GIVEN TASK =>
Return the whole listing, line for line, without the pictures in it.

GIVEN INFORMATION =>

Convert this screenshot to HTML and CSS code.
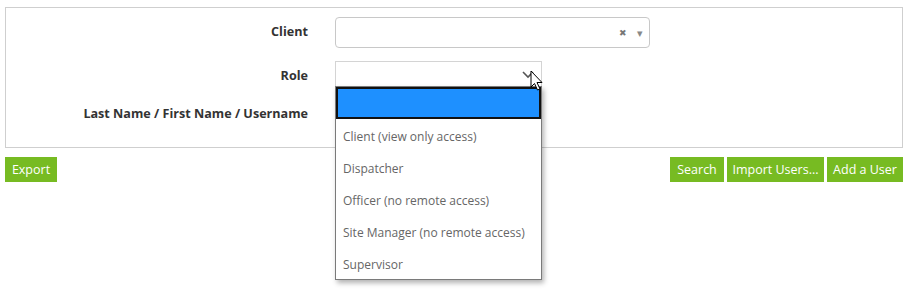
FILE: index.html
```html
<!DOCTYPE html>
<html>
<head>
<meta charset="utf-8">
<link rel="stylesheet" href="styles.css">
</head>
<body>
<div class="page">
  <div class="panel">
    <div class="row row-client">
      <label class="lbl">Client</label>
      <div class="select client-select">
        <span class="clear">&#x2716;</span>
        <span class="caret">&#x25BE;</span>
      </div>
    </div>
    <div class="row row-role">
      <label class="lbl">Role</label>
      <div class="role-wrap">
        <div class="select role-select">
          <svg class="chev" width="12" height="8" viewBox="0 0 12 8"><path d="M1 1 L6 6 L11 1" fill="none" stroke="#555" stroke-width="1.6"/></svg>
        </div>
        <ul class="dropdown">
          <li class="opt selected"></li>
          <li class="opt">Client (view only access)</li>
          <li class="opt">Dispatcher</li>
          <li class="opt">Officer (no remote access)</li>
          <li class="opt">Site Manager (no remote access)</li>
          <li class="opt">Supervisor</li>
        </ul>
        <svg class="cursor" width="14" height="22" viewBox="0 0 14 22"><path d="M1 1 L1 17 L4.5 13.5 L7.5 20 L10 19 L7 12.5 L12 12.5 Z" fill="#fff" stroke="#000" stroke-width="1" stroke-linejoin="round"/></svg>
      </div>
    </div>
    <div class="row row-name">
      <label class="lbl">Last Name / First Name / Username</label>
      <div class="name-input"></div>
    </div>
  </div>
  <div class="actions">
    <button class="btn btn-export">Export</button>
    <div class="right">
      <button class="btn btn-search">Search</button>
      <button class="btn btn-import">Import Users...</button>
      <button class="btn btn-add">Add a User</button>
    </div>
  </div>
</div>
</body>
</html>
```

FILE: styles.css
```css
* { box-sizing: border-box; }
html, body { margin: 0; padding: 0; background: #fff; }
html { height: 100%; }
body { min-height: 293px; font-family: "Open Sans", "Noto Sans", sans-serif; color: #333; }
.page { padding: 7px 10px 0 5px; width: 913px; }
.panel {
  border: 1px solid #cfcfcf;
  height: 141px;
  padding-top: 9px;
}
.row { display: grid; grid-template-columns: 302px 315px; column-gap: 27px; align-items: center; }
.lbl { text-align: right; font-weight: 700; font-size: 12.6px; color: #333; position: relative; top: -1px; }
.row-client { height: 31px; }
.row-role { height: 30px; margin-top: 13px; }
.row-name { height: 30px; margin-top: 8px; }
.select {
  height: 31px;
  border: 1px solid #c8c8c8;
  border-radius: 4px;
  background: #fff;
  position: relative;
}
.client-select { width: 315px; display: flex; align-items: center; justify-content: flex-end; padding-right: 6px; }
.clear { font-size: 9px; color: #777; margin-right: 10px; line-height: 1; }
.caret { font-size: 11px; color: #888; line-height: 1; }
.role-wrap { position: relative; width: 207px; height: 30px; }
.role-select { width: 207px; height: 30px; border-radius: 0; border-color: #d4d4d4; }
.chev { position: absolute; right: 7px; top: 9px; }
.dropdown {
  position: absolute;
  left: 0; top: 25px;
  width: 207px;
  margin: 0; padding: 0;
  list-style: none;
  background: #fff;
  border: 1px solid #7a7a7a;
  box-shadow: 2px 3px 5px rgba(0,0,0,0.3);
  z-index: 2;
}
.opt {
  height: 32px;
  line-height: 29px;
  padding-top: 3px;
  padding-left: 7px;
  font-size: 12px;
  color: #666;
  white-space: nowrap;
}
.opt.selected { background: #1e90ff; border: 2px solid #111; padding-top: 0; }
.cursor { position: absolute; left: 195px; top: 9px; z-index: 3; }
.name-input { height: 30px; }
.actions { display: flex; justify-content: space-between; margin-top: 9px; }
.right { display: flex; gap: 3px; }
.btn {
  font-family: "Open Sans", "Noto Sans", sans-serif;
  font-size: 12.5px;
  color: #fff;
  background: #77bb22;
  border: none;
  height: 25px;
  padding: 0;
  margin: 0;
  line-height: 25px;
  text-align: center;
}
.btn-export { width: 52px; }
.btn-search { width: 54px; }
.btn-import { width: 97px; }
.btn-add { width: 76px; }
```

ANSWER TO THIS EXERCISE =>
Convert this screenshot to HTML and CSS code.
FILE: index.html
```html
<!DOCTYPE html>
<html>
<head>
<meta charset="utf-8">
<link rel="stylesheet" href="styles.css">
</head>
<body>
<div class="page">
  <div class="panel">
    <div class="row row-client">
      <label class="lbl">Client</label>
      <div class="select client-select">
        <span class="clear">&#x2716;</span>
        <span class="caret">&#x25BE;</span>
      </div>
    </div>
    <div class="row row-role">
      <label class="lbl">Role</label>
      <div class="role-wrap">
        <div class="select role-select">
          <svg class="chev" width="12" height="8" viewBox="0 0 12 8"><path d="M1 1 L6 6 L11 1" fill="none" stroke="#555" stroke-width="1.6"/></svg>
        </div>
        <ul class="dropdown">
          <li class="opt selected"></li>
          <li class="opt">Client (view only access)</li>
          <li class="opt">Dispatcher</li>
          <li class="opt">Officer (no remote access)</li>
          <li class="opt">Site Manager (no remote access)</li>
          <li class="opt">Supervisor</li>
        </ul>
        <svg class="cursor" width="14" height="22" viewBox="0 0 14 22"><path d="M1 1 L1 17 L4.5 13.5 L7.5 20 L10 19 L7 12.5 L12 12.5 Z" fill="#fff" stroke="#000" stroke-width="1" stroke-linejoin="round"/></svg>
      </div>
    </div>
    <div class="row row-name">
      <label class="lbl">Last Name / First Name / Username</label>
      <div class="name-input"></div>
    </div>
  </div>
  <div class="actions">
    <button class="btn btn-export">Export</button>
    <div class="right">
      <button class="btn btn-search">Search</button>
      <button class="btn btn-import">Import Users...</button>
      <button class="btn btn-add">Add a User</button>
    </div>
  </div>
</div>
</body>
</html>
```

FILE: styles.css
```css
* { box-sizing: border-box; }
html, body { margin: 0; padding: 0; background: #fff; }
html { height: 100%; }
body { min-height: 293px; font-family: "Open Sans", "Noto Sans", sans-serif; color: #333; }
.page { padding: 7px 10px 0 5px; width: 913px; }
.panel {
  border: 1px solid #cfcfcf;
  height: 141px;
  padding-top: 9px;
}
.row { display: grid; grid-template-columns: 302px 315px; column-gap: 27px; align-items: center; }
.lbl { text-align: right; font-weight: 700; font-size: 12.6px; color: #333; position: relative; top: -1px; }
.row-client { height: 31px; }
.row-role { height: 30px; margin-top: 13px; }
.row-name { height: 30px; margin-top: 8px; }
.select {
  height: 31px;
  border: 1px solid #c8c8c8;
  border-radius: 4px;
  background: #fff;
  position: relative;
}
.client-select { width: 315px; display: flex; align-items: center; justify-content: flex-end; padding-right: 6px; }
.clear { font-size: 9px; color: #777; margin-right: 10px; line-height: 1; }
.caret { font-size: 11px; color: #888; line-height: 1; }
.role-wrap { position: relative; width: 207px; height: 30px; }
.role-select { width: 207px; height: 30px; border-radius: 0; border-color: #d4d4d4; }
.chev { position: absolute; right: 7px; top: 9px; }
.dropdown {
  position: absolute;
  left: 0; top: 25px;
  width: 207px;
  margin: 0; padding: 0;
  list-style: none;
  background: #fff;
  border: 1px solid #7a7a7a;
  box-shadow: 2px 3px 5px rgba(0,0,0,0.3);
  z-index: 2;
}
.opt {
  height: 32px;
  line-height: 29px;
  padding-top: 3px;
  padding-left: 7px;
  font-size: 12px;
  color: #666;
  white-space: nowrap;
}
.opt.selected { background: #1e90ff; border: 2px solid #111; padding-top: 0; }
.cursor { position: absolute; left: 195px; top: 9px; z-index: 3; }
.name-input { height: 30px; }
.actions { display: flex; justify-content: space-between; margin-top: 9px; }
.right { display: flex; gap: 3px; }
.btn {
  font-family: "Open Sans", "Noto Sans", sans-serif;
  font-size: 12.5px;
  color: #fff;
  background: #77bb22;
  border: none;
  height: 25px;
  padding: 0;
  margin: 0;
  line-height: 25px;
  text-align: center;
}
.btn-export { width: 52px; }
.btn-search { width: 54px; }
.btn-import { width: 97px; }
.btn-add { width: 76px; }
```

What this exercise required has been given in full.